### REQUIREMENT
Repeat the data word for word. Do not include the pictures.

### SOURCE DATA

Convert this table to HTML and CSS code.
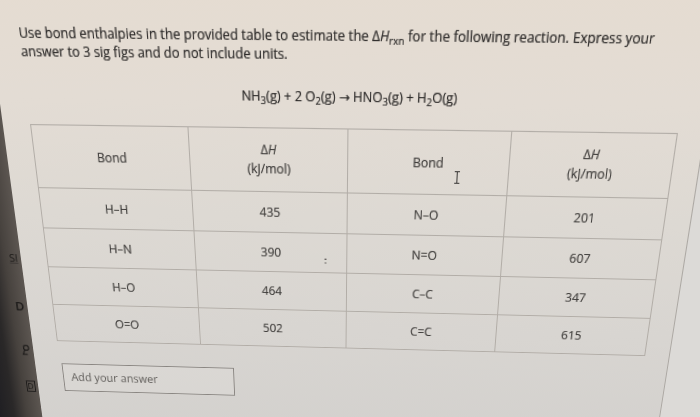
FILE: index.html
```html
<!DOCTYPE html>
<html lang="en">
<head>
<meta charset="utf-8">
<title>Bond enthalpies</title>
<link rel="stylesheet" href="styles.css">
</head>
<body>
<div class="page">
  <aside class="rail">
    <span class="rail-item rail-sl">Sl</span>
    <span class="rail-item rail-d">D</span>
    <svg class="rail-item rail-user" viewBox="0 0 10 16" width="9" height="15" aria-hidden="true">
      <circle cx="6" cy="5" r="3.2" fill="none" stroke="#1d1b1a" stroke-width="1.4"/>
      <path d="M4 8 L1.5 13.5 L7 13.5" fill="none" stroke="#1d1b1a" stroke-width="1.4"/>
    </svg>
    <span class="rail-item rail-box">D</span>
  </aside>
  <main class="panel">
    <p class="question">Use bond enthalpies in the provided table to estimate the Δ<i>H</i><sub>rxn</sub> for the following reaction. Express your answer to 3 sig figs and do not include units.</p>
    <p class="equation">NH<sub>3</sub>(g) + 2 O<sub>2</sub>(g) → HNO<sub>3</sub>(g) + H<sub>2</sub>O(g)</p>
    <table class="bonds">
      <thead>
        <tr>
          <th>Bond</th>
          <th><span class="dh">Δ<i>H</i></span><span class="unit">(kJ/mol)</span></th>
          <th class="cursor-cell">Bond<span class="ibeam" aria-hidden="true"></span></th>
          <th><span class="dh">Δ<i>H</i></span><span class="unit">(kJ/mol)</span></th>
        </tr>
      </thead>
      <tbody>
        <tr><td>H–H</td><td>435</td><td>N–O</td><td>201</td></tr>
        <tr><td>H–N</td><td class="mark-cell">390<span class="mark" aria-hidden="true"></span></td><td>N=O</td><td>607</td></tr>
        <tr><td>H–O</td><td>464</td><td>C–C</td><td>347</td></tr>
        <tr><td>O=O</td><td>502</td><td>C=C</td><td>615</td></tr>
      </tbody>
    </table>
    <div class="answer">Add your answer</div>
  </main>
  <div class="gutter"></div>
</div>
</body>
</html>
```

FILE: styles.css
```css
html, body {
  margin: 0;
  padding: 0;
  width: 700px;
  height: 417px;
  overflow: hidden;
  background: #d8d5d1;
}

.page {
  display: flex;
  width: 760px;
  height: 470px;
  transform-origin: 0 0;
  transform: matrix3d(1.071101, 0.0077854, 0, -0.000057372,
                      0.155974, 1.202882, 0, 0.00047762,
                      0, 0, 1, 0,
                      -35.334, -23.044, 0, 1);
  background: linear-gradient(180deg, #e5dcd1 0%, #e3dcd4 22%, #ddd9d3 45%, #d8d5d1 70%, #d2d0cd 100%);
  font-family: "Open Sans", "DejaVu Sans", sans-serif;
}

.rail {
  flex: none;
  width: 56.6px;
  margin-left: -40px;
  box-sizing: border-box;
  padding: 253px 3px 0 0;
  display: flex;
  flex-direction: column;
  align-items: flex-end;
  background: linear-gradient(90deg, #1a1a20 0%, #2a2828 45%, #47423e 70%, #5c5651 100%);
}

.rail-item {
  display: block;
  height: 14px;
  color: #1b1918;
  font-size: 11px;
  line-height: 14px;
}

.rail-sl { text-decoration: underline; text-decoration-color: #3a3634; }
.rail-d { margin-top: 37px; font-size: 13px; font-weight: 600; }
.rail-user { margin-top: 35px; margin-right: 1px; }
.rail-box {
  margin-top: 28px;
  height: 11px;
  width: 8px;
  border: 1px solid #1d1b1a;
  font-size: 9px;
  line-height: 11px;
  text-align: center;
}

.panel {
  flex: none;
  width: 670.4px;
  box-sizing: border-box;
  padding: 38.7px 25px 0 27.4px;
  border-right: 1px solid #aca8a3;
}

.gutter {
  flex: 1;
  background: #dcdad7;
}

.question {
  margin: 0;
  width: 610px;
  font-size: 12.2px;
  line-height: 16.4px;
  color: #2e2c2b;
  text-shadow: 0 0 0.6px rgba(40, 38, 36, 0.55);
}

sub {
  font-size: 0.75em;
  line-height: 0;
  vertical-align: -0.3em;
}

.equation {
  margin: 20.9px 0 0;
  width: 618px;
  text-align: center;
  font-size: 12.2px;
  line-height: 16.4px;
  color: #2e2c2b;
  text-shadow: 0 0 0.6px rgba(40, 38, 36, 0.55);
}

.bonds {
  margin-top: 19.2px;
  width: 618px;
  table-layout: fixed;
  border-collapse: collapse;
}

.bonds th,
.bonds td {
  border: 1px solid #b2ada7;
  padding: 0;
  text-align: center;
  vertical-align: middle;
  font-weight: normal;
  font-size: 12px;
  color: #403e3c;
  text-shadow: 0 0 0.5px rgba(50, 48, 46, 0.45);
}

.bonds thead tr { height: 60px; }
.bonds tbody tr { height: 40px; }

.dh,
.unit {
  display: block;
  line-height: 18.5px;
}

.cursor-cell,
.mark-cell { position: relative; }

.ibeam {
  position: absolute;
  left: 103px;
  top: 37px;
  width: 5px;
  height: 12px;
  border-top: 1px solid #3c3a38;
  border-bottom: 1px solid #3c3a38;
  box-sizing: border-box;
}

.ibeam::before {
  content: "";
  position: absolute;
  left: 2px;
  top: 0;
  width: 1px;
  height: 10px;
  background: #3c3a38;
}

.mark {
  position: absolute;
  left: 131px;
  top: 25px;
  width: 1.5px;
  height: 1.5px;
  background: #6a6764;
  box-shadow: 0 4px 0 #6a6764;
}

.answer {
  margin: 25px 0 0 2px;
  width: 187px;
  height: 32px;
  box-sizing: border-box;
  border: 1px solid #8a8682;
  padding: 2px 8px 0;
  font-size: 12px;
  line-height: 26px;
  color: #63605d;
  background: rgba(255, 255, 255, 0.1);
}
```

### SOLUTION
Convert this table to HTML and CSS code.
FILE: index.html
```html
<!DOCTYPE html>
<html lang="en">
<head>
<meta charset="utf-8">
<title>Bond enthalpies</title>
<link rel="stylesheet" href="styles.css">
</head>
<body>
<div class="page">
  <aside class="rail">
    <span class="rail-item rail-sl">Sl</span>
    <span class="rail-item rail-d">D</span>
    <svg class="rail-item rail-user" viewBox="0 0 10 16" width="9" height="15" aria-hidden="true">
      <circle cx="6" cy="5" r="3.2" fill="none" stroke="#1d1b1a" stroke-width="1.4"/>
      <path d="M4 8 L1.5 13.5 L7 13.5" fill="none" stroke="#1d1b1a" stroke-width="1.4"/>
    </svg>
    <span class="rail-item rail-box">D</span>
  </aside>
  <main class="panel">
    <p class="question">Use bond enthalpies in the provided table to estimate the Δ<i>H</i><sub>rxn</sub> for the following reaction. Express your answer to 3 sig figs and do not include units.</p>
    <p class="equation">NH<sub>3</sub>(g) + 2 O<sub>2</sub>(g) → HNO<sub>3</sub>(g) + H<sub>2</sub>O(g)</p>
    <table class="bonds">
      <thead>
        <tr>
          <th>Bond</th>
          <th><span class="dh">Δ<i>H</i></span><span class="unit">(kJ/mol)</span></th>
          <th class="cursor-cell">Bond<span class="ibeam" aria-hidden="true"></span></th>
          <th><span class="dh">Δ<i>H</i></span><span class="unit">(kJ/mol)</span></th>
        </tr>
      </thead>
      <tbody>
        <tr><td>H–H</td><td>435</td><td>N–O</td><td>201</td></tr>
        <tr><td>H–N</td><td class="mark-cell">390<span class="mark" aria-hidden="true"></span></td><td>N=O</td><td>607</td></tr>
        <tr><td>H–O</td><td>464</td><td>C–C</td><td>347</td></tr>
        <tr><td>O=O</td><td>502</td><td>C=C</td><td>615</td></tr>
      </tbody>
    </table>
    <div class="answer">Add your answer</div>
  </main>
  <div class="gutter"></div>
</div>
</body>
</html>
```

FILE: styles.css
```css
html, body {
  margin: 0;
  padding: 0;
  width: 700px;
  height: 417px;
  overflow: hidden;
  background: #d8d5d1;
}

.page {
  display: flex;
  width: 760px;
  height: 470px;
  transform-origin: 0 0;
  transform: matrix3d(1.071101, 0.0077854, 0, -0.000057372,
                      0.155974, 1.202882, 0, 0.00047762,
                      0, 0, 1, 0,
                      -35.334, -23.044, 0, 1);
  background: linear-gradient(180deg, #e5dcd1 0%, #e3dcd4 22%, #ddd9d3 45%, #d8d5d1 70%, #d2d0cd 100%);
  font-family: "Open Sans", "DejaVu Sans", sans-serif;
}

.rail {
  flex: none;
  width: 56.6px;
  margin-left: -40px;
  box-sizing: border-box;
  padding: 253px 3px 0 0;
  display: flex;
  flex-direction: column;
  align-items: flex-end;
  background: linear-gradient(90deg, #1a1a20 0%, #2a2828 45%, #47423e 70%, #5c5651 100%);
}

.rail-item {
  display: block;
  height: 14px;
  color: #1b1918;
  font-size: 11px;
  line-height: 14px;
}

.rail-sl { text-decoration: underline; text-decoration-color: #3a3634; }
.rail-d { margin-top: 37px; font-size: 13px; font-weight: 600; }
.rail-user { margin-top: 35px; margin-right: 1px; }
.rail-box {
  margin-top: 28px;
  height: 11px;
  width: 8px;
  border: 1px solid #1d1b1a;
  font-size: 9px;
  line-height: 11px;
  text-align: center;
}

.panel {
  flex: none;
  width: 670.4px;
  box-sizing: border-box;
  padding: 38.7px 25px 0 27.4px;
  border-right: 1px solid #aca8a3;
}

.gutter {
  flex: 1;
  background: #dcdad7;
}

.question {
  margin: 0;
  width: 610px;
  font-size: 12.2px;
  line-height: 16.4px;
  color: #2e2c2b;
  text-shadow: 0 0 0.6px rgba(40, 38, 36, 0.55);
}

sub {
  font-size: 0.75em;
  line-height: 0;
  vertical-align: -0.3em;
}

.equation {
  margin: 20.9px 0 0;
  width: 618px;
  text-align: center;
  font-size: 12.2px;
  line-height: 16.4px;
  color: #2e2c2b;
  text-shadow: 0 0 0.6px rgba(40, 38, 36, 0.55);
}

.bonds {
  margin-top: 19.2px;
  width: 618px;
  table-layout: fixed;
  border-collapse: collapse;
}

.bonds th,
.bonds td {
  border: 1px solid #b2ada7;
  padding: 0;
  text-align: center;
  vertical-align: middle;
  font-weight: normal;
  font-size: 12px;
  color: #403e3c;
  text-shadow: 0 0 0.5px rgba(50, 48, 46, 0.45);
}

.bonds thead tr { height: 60px; }
.bonds tbody tr { height: 40px; }

.dh,
.unit {
  display: block;
  line-height: 18.5px;
}

.cursor-cell,
.mark-cell { position: relative; }

.ibeam {
  position: absolute;
  left: 103px;
  top: 37px;
  width: 5px;
  height: 12px;
  border-top: 1px solid #3c3a38;
  border-bottom: 1px solid #3c3a38;
  box-sizing: border-box;
}

.ibeam::before {
  content: "";
  position: absolute;
  left: 2px;
  top: 0;
  width: 1px;
  height: 10px;
  background: #3c3a38;
}

.mark {
  position: absolute;
  left: 131px;
  top: 25px;
  width: 1.5px;
  height: 1.5px;
  background: #6a6764;
  box-shadow: 0 4px 0 #6a6764;
}

.answer {
  margin: 25px 0 0 2px;
  width: 187px;
  height: 32px;
  box-sizing: border-box;
  border: 1px solid #8a8682;
  padding: 2px 8px 0;
  font-size: 12px;
  line-height: 26px;
  color: #63605d;
  background: rgba(255, 255, 255, 0.1);
}
```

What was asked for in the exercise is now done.